Saya jadi teringat perkataan dari ketua Muhammadiyah ranting Terjun. Beliau pernah bilang, dia mendirikan ranting Muhammadiyah dari nol. Tak ada satu pun pendukung, beliau berjuang sendirian. Nyaris putus asa. Pada akhirnya beliau berhasil mengajak anak-anak muda dan orang tua untuk bergabung ke Muhammadiyah dengan senyum, keramahan dan merangkul. Beliau berhasil mendapatkan komunitas Muhammadiyah.
Dengan senyum ramah dan keakraban saja pun tidak mudah mengajak orang memeluk suatu keyakinan. Apalagi bersikap eksklusif, muka dingin, senyum tawar. Makanya tidak heran kalau jumlah jamaah dari tahun ke tahun hanya bertambah sedikit. Bagaimana mau menyiarkan sunnah?
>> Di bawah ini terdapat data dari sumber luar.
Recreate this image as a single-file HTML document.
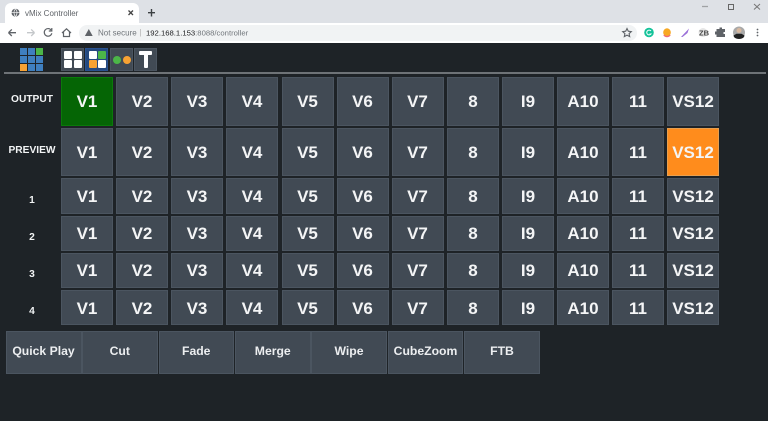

Semoga ini menjadi PR bagi Muhammadiyah, jangan hanya menyemangati jamaah untuk berinfaq, jangan hanya berlomba-lomba membenahi masjid agar megah, jangan hanya berlomba-lomba mendirikan amal usaha. Benahi dulu sikap para jamaah agar orang-orang mau mengaji di Muhammadiyah. Rangkul orang-orang agar mau bergabung di Muhammadiyah. Tujuannya agar dakwah Tauhid dan Sunnah bisa diterima oleh orang banyak.
Ya semoga kedepannya, banyak jamaah dari Muhammadiyah yang menebar sapa dan senyum kepada yang diluar kelompoknya. Agar Muhammadiyah semakin banyak jamaahnya.